I also would have gained more information on my legal rights as a grandparent with legal guardianship for my grandson. It was complicating circumstances, because the father of my grandson was/is a “family law attorney”. Grandparents & grandchildren alienation is another causality of addiction. It is hard to imagine that innocent victims like this are permanently removed from one another. Where is the “love” in that?
Nothing about the nightmare I was living for 13 years was “normal”. Normal parents of a “normal family” are not dealing with overdoses, visiting their child incarcerated multiple times, attending court hearings or speaking face to face to with Judges and pleading for help to save their child’s life, hiring lawyers, speaking to ER doctors, addiction specialists, public defenders and prosecutors, law enforcement, clerk of the court, filing involuntary commitment petitions, governors and office of drug control on a regular basis, or planning their child’s funeral. But this was my reality and my life with a daughter (who was also a parent to a young son), suffering with addiction.

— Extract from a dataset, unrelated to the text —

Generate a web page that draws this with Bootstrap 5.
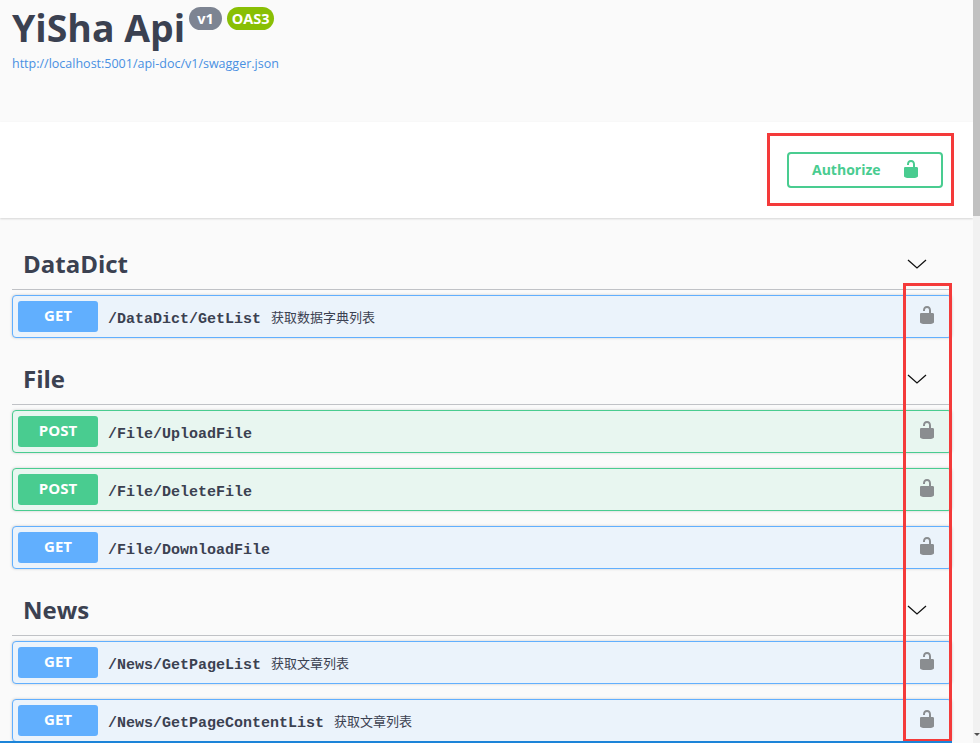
<!doctype html>
<html lang="en">
<head>
<meta charset="utf-8">
<title>YiSha Api</title>
<link rel="stylesheet" href="https://cdn.jsdelivr.net/npm/bootstrap@5.3.0/dist/css/bootstrap.min.css">
<style>
html,body{height:743px;overflow:hidden;background:#fafafa}
body{font-family:"Open Sans","Noto Sans CJK SC",sans-serif;color:#3b4151}
.page-shell{height:743px;position:relative;overflow:hidden}
.main-col{width:973px;flex:none}
.sb-track{width:7px;flex:none;background:#f1f1f1;position:relative}
.sb-thumb{height:216px;background:#c1c1c1}
.sb-arrow{position:absolute;left:1px;bottom:7px;width:0;height:0;border-left:3px solid transparent;border-right:3px solid transparent;border-top:3px solid #505050}
.info-block{height:122px;padding:8px 12px 0;background:#fafafa}
.api-title{font-size:37.4px;font-weight:700;line-height:40px;margin:0;color:#3b4151}
.ver-tag{display:inline-block;height:23px;line-height:23px;border-radius:12px;color:#fff;font-size:14.5px;font-weight:700;text-align:center;vertical-align:top;margin-top:-1px}
.ver-v1{width:33px;background:#7d8492;margin-left:4px}
.ver-oas{width:47px;background:#89bf04;margin-left:5px}
.spec-link{display:block;font-size:12.5px;line-height:16px;margin-top:8px;color:#4990e2;text-decoration:none}
.auth-bar{height:96px;background:#fff;box-shadow:0 1px 2px rgba(0,0,0,.15);padding:30px 30px 0 0;position:relative}
.auth-btn{width:156px;height:36px;border:2px solid #49cc90;border-radius:4px;background:transparent;color:#49cc90;font-size:14px;font-weight:700;padding:0 20px 2px 23px}
.ops-wrap{padding:0 21px 0 12px}
.tag-head{height:52px;border-bottom:1px solid rgba(59,65,81,.3);padding:0 25px 0 11px;margin-bottom:5px}
.tag-first{margin-top:20px}
.tag-name{font-size:24px;font-weight:700;margin:0;line-height:32px;color:#3b4151}
.op-row{height:43px;border:1px solid;border-radius:4px;box-shadow:0 0 3px rgba(0,0,0,.19);padding:0 14px 0 5px;margin-bottom:15px}
.op-last{margin-bottom:0}
.op-get{background:#ebf3fb;border-color:#61affe}
.op-post{background:#e8f6f0;border-color:#49cc90}
.method-pill{width:80px;height:31px;border-radius:3px;color:#fff;font-size:15px;font-weight:700;text-align:center;line-height:29px;flex:none}
.op-get .method-pill{background:#61affe}
.op-post .method-pill{background:#49cc90}
.op-path{font-family:"Liberation Mono","DejaVu Sans Mono",monospace;font-size:15px;font-weight:700;margin-left:10px;padding-top:7px;color:#3b4151}
.op-desc{font-family:"Noto Sans CJK SC",sans-serif;font-size:13px;margin-left:10px;color:#3b4151}
.lock-ic{width:20px;height:20px;fill:#8a8d90;flex:none;margin-top:-4px}
.lock-green{fill:#49cc90;width:20px;height:20px;margin-top:0}
.chev{width:20px;height:20px;flex:none}
.mark-box{position:absolute;border:3px solid #f43a3a;pointer-events:none}
.mark-auth{left:767px;top:133px;width:187px;height:73px}
.mark-locks{left:903px;top:283px;width:49px;height:459px}
.bottom-rule{position:absolute;left:0;bottom:0;width:952px;height:2px;background:#1c84d8}
</style>
</head>
<body>
<svg width="0" height="0" class="position-absolute">
  <defs>
    <symbol id="unlocked" viewBox="0 0 20 20"><path d="M15.8 8H14V5.6C14 2.703 12.665 1 10 1 7.334 1 6 2.703 6 5.6V6h2v-.801C8 3.754 8.797 3 10 3c1.203 0 2 .754 2 2.199V8H4c-.553 0-1 .646-1 1.199V17c0 .549.428 1.139.951 1.307l1.197.387C5.672 18.861 6.55 19 7.1 19h5.8c.549 0 1.428-.139 1.951-.307l1.196-.387c.524-.167.953-.757.953-1.306V9.199C17 8.646 16.352 8 15.8 8z"/></symbol>
    <symbol id="chevron" viewBox="0 0 20 20"><path d="M1 6l9 8 9-8" fill="none" stroke="#111" stroke-width="1.3"/></symbol>
  </defs>
</svg>
<div class="page-shell d-flex">
  <div class="main-col">
    <div class="info-block">
      <h1 class="api-title">YiSha Api<span class="ver-tag ver-v1">v1</span><span class="ver-tag ver-oas">OAS3</span></h1>
      <a class="spec-link" href="#">http://localhost:5001/api-doc/v1/swagger.json</a>
    </div>
    <div class="auth-bar d-flex justify-content-end align-items-start">
      <button class="auth-btn d-flex align-items-center justify-content-between" type="button">Authorize<svg class="lock-green"><use href="#unlocked"/></svg></button>
    </div>
    <div class="ops-wrap">
      <div class="tag-head tag-first d-flex align-items-center justify-content-between"><h3 class="tag-name">DataDict</h3><svg class="chev"><use href="#chevron"/></svg></div>
      <div class="op-row op-get d-flex align-items-center"><span class="method-pill">GET</span><span class="op-path">/DataDict/GetList</span><span class="op-desc">获取数据字典列表</span><svg class="lock-ic ms-auto"><use href="#unlocked"/></svg></div>

      <div class="tag-head d-flex align-items-center justify-content-between"><h3 class="tag-name">File</h3><svg class="chev"><use href="#chevron"/></svg></div>
      <div class="op-row op-post d-flex align-items-center"><span class="method-pill">POST</span><span class="op-path">/File/UploadFile</span><svg class="lock-ic ms-auto"><use href="#unlocked"/></svg></div>
      <div class="op-row op-post d-flex align-items-center"><span class="method-pill">POST</span><span class="op-path">/File/DeleteFile</span><svg class="lock-ic ms-auto"><use href="#unlocked"/></svg></div>
      <div class="op-row op-get d-flex align-items-center"><span class="method-pill">GET</span><span class="op-path">/File/DownloadFile</span><svg class="lock-ic ms-auto"><use href="#unlocked"/></svg></div>

      <div class="tag-head d-flex align-items-center justify-content-between"><h3 class="tag-name">News</h3><svg class="chev"><use href="#chevron"/></svg></div>
      <div class="op-row op-get d-flex align-items-center"><span class="method-pill">GET</span><span class="op-path">/News/GetPageList</span><span class="op-desc">获取文章列表</span><svg class="lock-ic ms-auto"><use href="#unlocked"/></svg></div>
      <div class="op-row op-get op-last d-flex align-items-center"><span class="method-pill">GET</span><span class="op-path">/News/GetPageContentList</span><span class="op-desc">获取文章列表</span><svg class="lock-ic ms-auto"><use href="#unlocked"/></svg></div>
    </div>
  </div>
  <div class="sb-track"><div class="sb-thumb"></div><div class="sb-arrow"></div></div>
  <div class="mark-box mark-auth"></div>
  <div class="mark-box mark-locks"></div>
  <div class="bottom-rule"></div>
</div>
<script src="https://cdn.jsdelivr.net/npm/bootstrap@5.3.0/dist/js/bootstrap.bundle.min.js"></script>
</body>
</html>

The article went on to say;
….. There is this collateral damage of addiction, the impact on those who love and worry about the addict. Many parents don’t survive the midnight calls about arrest, overdose, violence, and hospitalizations, (emotionally intact). Chronic exposure to the stress hormones adrenaline and cortisol often manifests as what is sometimes called complex post-traumatic stress disorder, or C-PTSD, a response to a continuous interpersonal trauma in which the sufferer has been held captive, physically or emotionally. The symptoms include anger and a sense of hopelessness.

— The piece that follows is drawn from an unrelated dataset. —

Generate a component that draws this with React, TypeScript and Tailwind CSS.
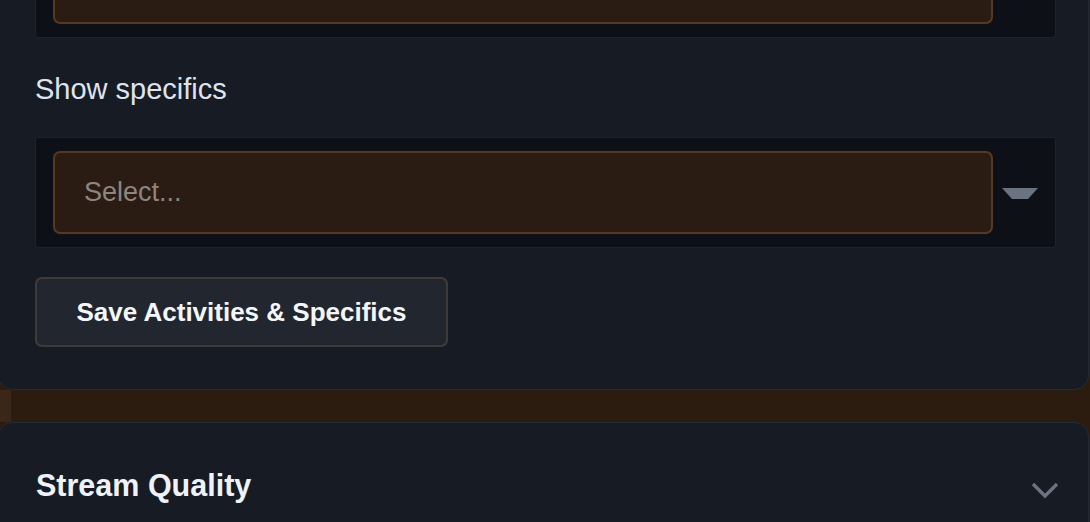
function SelectBox({ placeholder }: { placeholder: string }) {
  return (
    <div className="flex h-[111px] items-center rounded-[3px] border border-[#1d222c] bg-[#0d1017] pl-[17px]">
      <div className="flex h-[83px] w-[940px] items-center rounded-[7px] border-2 border-[#573920] bg-[#2b1c13] pl-[29px]">
        <span className="text-[27px] text-[#8b8680]">{placeholder}</span>
      </div>
      <div className="flex flex-1 justify-center pr-[8px]">
        <svg width="36" height="12" viewBox="0 0 36 12" className="mt-[3px]">
          <polygon points="0,0 36,0 26,11 10,11" fill="#6b7280" />
        </svg>
      </div>
    </div>
  );
}

export default function App() {
  return (
    <div
      className="flex h-[522px] w-[1090px] flex-col overflow-hidden bg-[#2c1c10]"
      style={{ fontFamily: '"Liberation Sans", Arial, sans-serif' }}
    >
      <div className="mt-[-74px] mr-[1px] ml-[-2px] shrink-0 rounded-[14px] border border-[#252b36] bg-[#171b23] pr-[32px] pb-[42px] pl-[36px]">
        <SelectBox placeholder="" />
        <p className="mt-[34px] mb-[31px] text-[29px] leading-[34px] text-[#dde4f0]">Show specifics</p>
        <SelectBox placeholder="Select..." />
        <button className="mt-[29px] flex h-[70px] w-[413px] items-center justify-center rounded-[7px] border-2 border-[#3f3b39] bg-[#22262e] text-[26px] font-bold text-[#f3f6fb]">
          Save Activities &amp; Specifics
        </button>
      </div>
      <div className="flex h-[32px] shrink-0">
        <div className="w-[11px] bg-[#3a2717]" />
        <div className="flex-1" />
      </div>
      <div className="mr-[1px] ml-[-2px] flex h-[140px] shrink-0 items-start justify-between rounded-[14px] border border-[#252b36] bg-[#171b23] pt-[42px] pr-[29px] pl-[37px]">
        <h2 className="text-[30.5px] leading-[40px] font-bold text-[#eef3fb]">Stream Quality</h2>
        <svg width="28" height="18" viewBox="0 0 28 18" className="mt-[16px]">
          <polyline points="2,3 14,15 26,3" fill="none" stroke="#6b7280" strokeWidth="3.4" />
        </svg>
      </div>
    </div>
  );
}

….. “The average parent is traumatized from ‘losing’ their child for years before it becomes a full-blown substance-use disorder, so the PTSD takes some time to form,” says New York neuropsychologist Sanam Hafeez, who studies post-traumatic stress disorder.

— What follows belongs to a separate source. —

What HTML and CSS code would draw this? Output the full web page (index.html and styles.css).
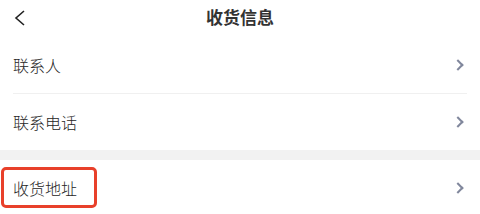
FILE: index.html
```html
<!DOCTYPE html>
<html>
	<head>
		<meta charset="UTF-8">
		<title>收货信息</title>
		<link rel="stylesheet" href="styles.css">
	</head>
	<body>
		<div class="header">
			<span class="back"><svg width="12" height="16" viewBox="0 0 12 16"><path d="M10 1 L2 8 L10 15" fill="none" stroke="#222" stroke-width="1.6"/></svg></span>
			<strong>收货信息</strong>
		</div>
		<ul class="list">
			<li class="line"><span>联系人</span><i class="arrow"></i></li>
			<li><span>联系电话</span><i class="arrow"></i></li>
		</ul>
		<div class="gap"></div>
		<ul class="list">
			<li class="mark"><span>收货地址</span><i class="arrow"></i><b class="box"></b></li>
		</ul>
	</body>
</html>
```
FILE: styles.css
```css
* {margin: 0;padding: 0;list-style: none;box-sizing: border-box;}
body {width: 480px;height: 214px;overflow: hidden;background: #fff;font-family: "Noto Sans CJK SC", sans-serif;color: #333;}
.header {height: 37px;position: relative;text-align: center;padding-top: 5px;}
.header strong {font-size: 17px;line-height: 23px;font-weight: bold;color: #333;}
.back {position: absolute;left: 14px;top: 7px;}
.list {padding-left: 13px;}
.list li {height: 56px;display: flex;align-items: center;justify-content: space-between;padding-right: 17px;font-size: 16px;font-weight: 300;color: #262626;position: relative;}
.list li.line {border-bottom: 1px solid #f0f0f0;height: 57px;margin-right: 13px;padding-right: 4px;}
.arrow {width: 8px;height: 8px;border-top: 2px solid #80879c;border-right: 2px solid #80879c;transform: rotate(45deg);margin-right: 1px;}
.gap {height: 10px;background: #f2f2f2;}
.box {position: absolute;left: -12px;top: 7px;width: 96px;height: 41px;border: 3px solid #e8402a;border-radius: 5px;}
```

“This complex trauma,” she says, develops from “feeling like a failed parent and having to defend their child to others. It is stoked every time parents find themselves being lied to or stolen from, calling 911 or seeing their child unconscious — or worse.”
So there you have it, all summed up in a nice neat article about “those other people”. I hope that it enlightens the readers who may be a bit “judgmental” or look down their noses at “parents who didn’t do their job right”. Trust me, their job was a monumental task that most parents could not possibly comprehend or handle. God bless all parents of addicted sons or daughters and have mercy on their broken, tired and weary souls and pour out grace and strength on grieving parents whose hearts are broken.